Editorial: Refining the Story
This was a fascinating featurette showing the massive undertaking the crew had to go through to get this project done on time. When one thing would be done, Peter Jackson would have something else that would need to be cut or extended or whatever. Apparently with only a few months till The Two Towers was to be released, they were still working on the editing (and some animation issues as well- covered in another featurette).

Music & Sound
The final featurette on this massive DVD set covers an important and often overlooked aspect of films: the score and sound editing. Like in Fellowship, this one uses interviews veteran composer Howard Shore who had the difficult task of creating new scores that were both different than original yet retaining the original's style. Beyond just the score, they also examine how they make some of the sounds such as the dragon-like creature (using the cry of a donkey). Along with the two parts of this featurette ("Music for Middle-Earth" and "The Soundscapes of Middle-Earth") there is also an annoying little featurette that I had a hard time using on my computer. It was a Sound Demonstration for Helm's Deep. You could turn off or on some elements of sound during the big Helm's Deep battle scene. I couldn't really get it to work properly but it wasn't a big deal considering the other features.
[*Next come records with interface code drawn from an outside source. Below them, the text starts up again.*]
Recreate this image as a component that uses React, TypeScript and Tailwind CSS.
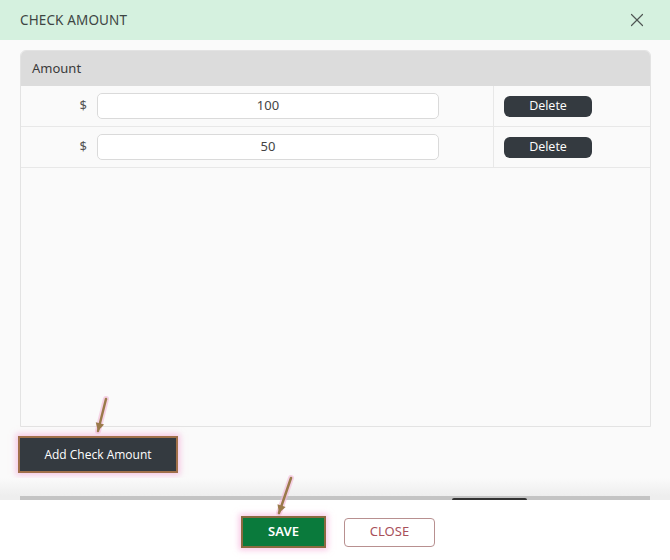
import { X } from "lucide-react";

type CheckRow = {
  id: number;
  amount: string;
};

const rows: CheckRow[] = [
  { id: 1, amount: "100" },
  { id: 2, amount: "50" },
];

function Arrow({ x1, y1, x2, y2 }: { x1: number; y1: number; x2: number; y2: number }) {
  const angle = Math.atan2(y2 - y1, x2 - x1);
  const size = 9;
  const left = [
    x2 - size * Math.cos(angle - 0.5),
    y2 - size * Math.sin(angle - 0.5),
  ];
  const right = [
    x2 - size * Math.cos(angle + 0.5),
    y2 - size * Math.sin(angle + 0.5),
  ];

  return (
    <g>
      <line
        x1={x1}
        y1={y1}
        x2={x2}
        y2={y2}
        stroke="#f4b8d8"
        strokeWidth={6}
        strokeLinecap="round"
        opacity={0.6}
      />
      <line x1={x1} y1={y1} x2={x2} y2={y2} stroke="#9a7a4a" strokeWidth={2.5} strokeLinecap="round" />
      <polygon
        points={`${x2},${y2} ${left[0]},${left[1]} ${right[0]},${right[1]}`}
        fill="#9a7a4a"
      />
    </g>
  );
}

export default function App() {
  return (
    <div
      className="relative flex h-[560px] w-[670px] flex-col overflow-hidden bg-white"
      style={{ fontFamily: '"Noto Sans", "Open Sans", sans-serif' }}
    >
      <header className="flex h-[40px] shrink-0 items-center justify-between bg-[#d5f1df] pl-[20px] pr-[22px]">
        <h2 className="text-[13.5px] tracking-[0.01em] text-[#3d4543]">CHECK AMOUNT</h2>
        <X size={22} strokeWidth={1.3} className="text-[#505653]" />
      </header>

      <div className="flex flex-1 flex-col bg-[#fafafa]">
        <div className="mx-[19px] mt-[10px] ml-[20px] h-[377px] overflow-hidden rounded-t-[6px] border border-[#e3e3e3] bg-[#fafafa]">
          <div className="flex h-[35px] items-center bg-[#dcdcdc] pl-[11px] text-[13px] text-[#3a3a3a]">
            Amount
          </div>
          {rows.map((row) => (
            <div key={row.id} className="flex h-[41px] border-b border-[#e8e8e8]">
              <div className="flex w-[472px] items-center justify-end gap-[10px] pr-[54px]">
                <span className="text-[13px] text-[#555]">$</span>
                <div className="flex h-[26px] w-[342px] items-center justify-center rounded-[5px] border border-[#dadada] bg-white text-[13px] text-[#444]">
                  {row.amount}
                </div>
              </div>
              <div className="flex flex-1 items-center border-l border-[#e8e8e8] pl-[10px]">
                <button
                  type="button"
                  className="h-[21px] w-[88px] rounded-[6px] bg-[#343a40] text-[12.5px] font-medium text-white"
                  style={{ fontFamily: '"Open Sans", sans-serif' }}
                >
                  Delete
                </button>
              </div>
            </div>
          ))}
        </div>

        <div className="mt-[9px] pl-[18px]">
          <button
            type="button"
            className="h-[37px] w-[160px] border-2 border-[#a0704a] bg-[#343a40] text-[12px] text-white shadow-[0_0_6px_2px_rgba(244,160,210,0.6)]"
            style={{ fontFamily: '"Open Sans", sans-serif' }}
          >
            Add Check Amount
          </button>
        </div>

        <div className="mt-auto h-[18px] bg-gradient-to-b from-[#fafafa] to-[#eeeeee]" />
        <div className="bg-[#eeeeee] px-[20px]">
          <div className="relative h-[4px] bg-[#c4c4c4]">
            <div className="absolute left-[432px] top-[2px] h-[2px] w-[75px] rounded-t bg-[#333]" />
          </div>
        </div>
      </div>

      <footer className="flex h-[60px] shrink-0 items-center justify-center gap-[18px] bg-white pl-[6px] pt-[4px]">
        <button
          type="button"
          className="h-[32px] w-[85px] border-2 border-[#8a6a40] bg-[#0a7a3c] text-[13px] font-semibold text-white shadow-[0_0_6px_2px_rgba(244,160,210,0.6)]"
        >
          SAVE
        </button>
        <button
          type="button"
          className="h-[29px] w-[91px] rounded-[4px] border border-[#b89090] bg-white text-[13px] text-[#a8505a]"
        >
          CLOSE
        </button>
      </footer>

      <svg className="pointer-events-none absolute inset-0" width={670} height={560}>
        <Arrow x1={106} y1={399} x2={98} y2={431} />
        <Arrow x1={291} y1={478} x2={279} y2={513} />
      </svg>
    </div>
  );
}
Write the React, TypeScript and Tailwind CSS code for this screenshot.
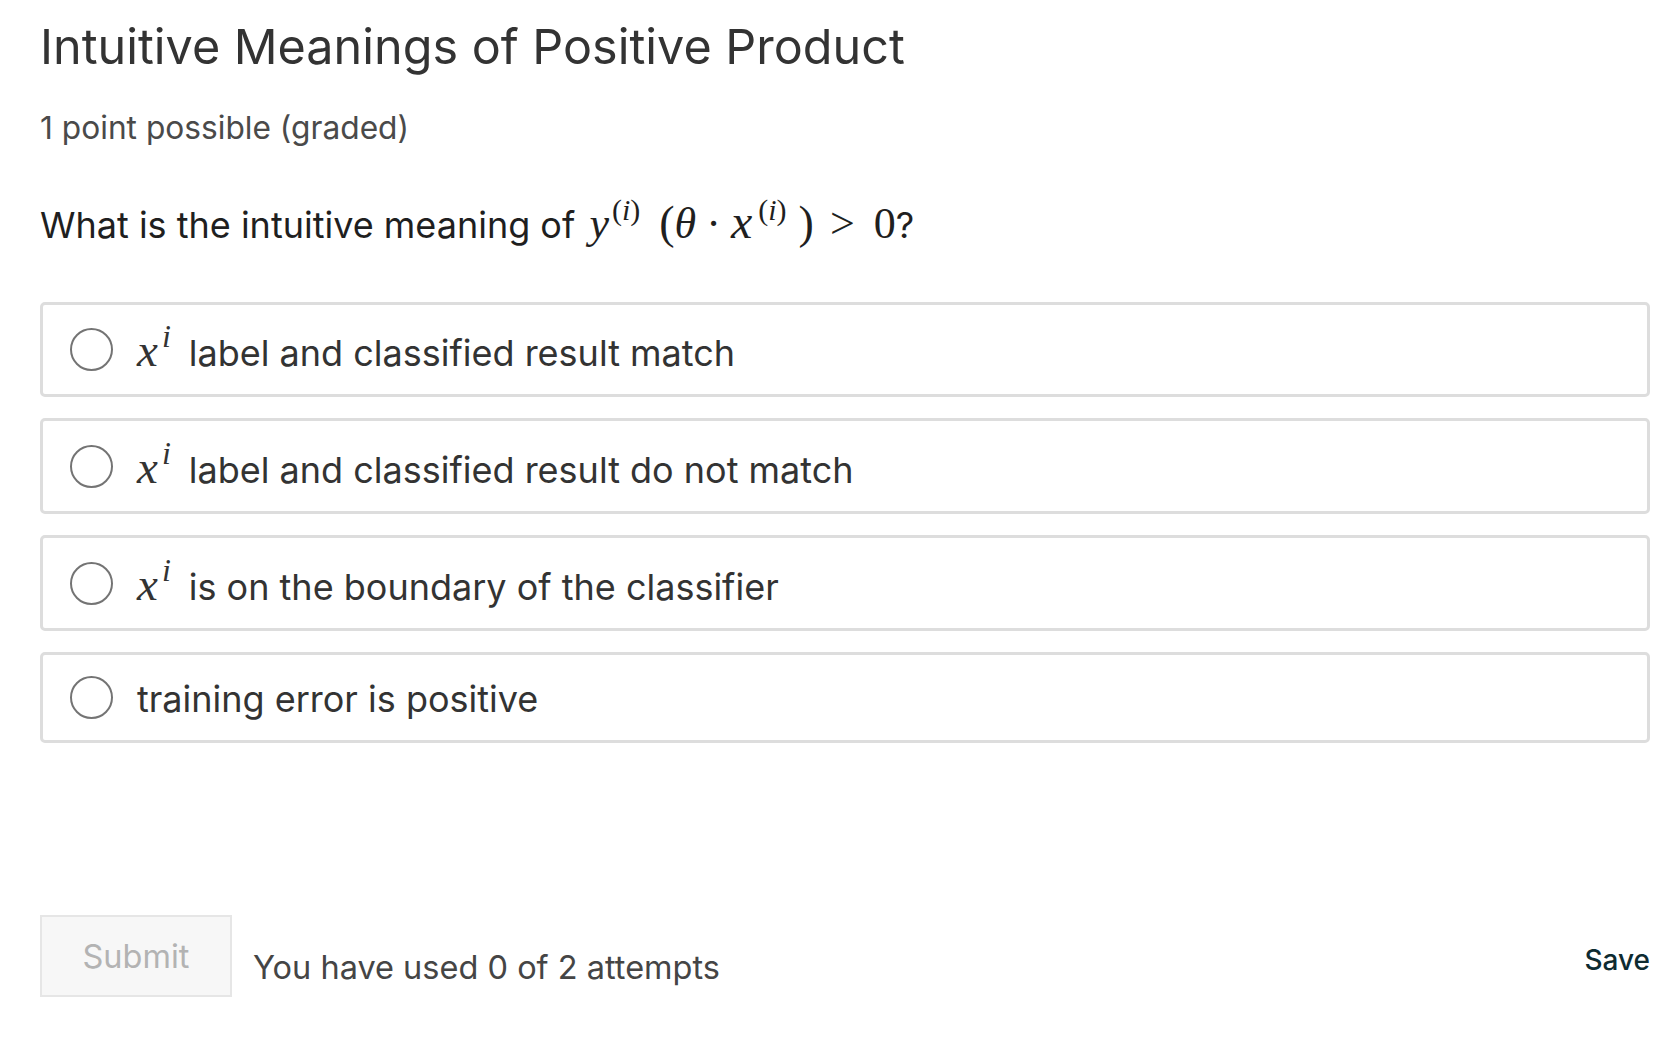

Like the theatrical DVD, the sound and picture are crisp including the extended scenes. What else can I say? Well, one thing. The extended versions also include the DTS mix which is supremely better! Even though the Dolby 5.1 mix on the theatrical release was good, this set makes it look 10x better.


What I loved about most of the featurettes was how fresh they were. There may have been some repeated information that was already presented in The Fellowship of the Ring extended edition DVD but considering there is well over five hours of extras between the two appendicies, to present something fresh is amazing.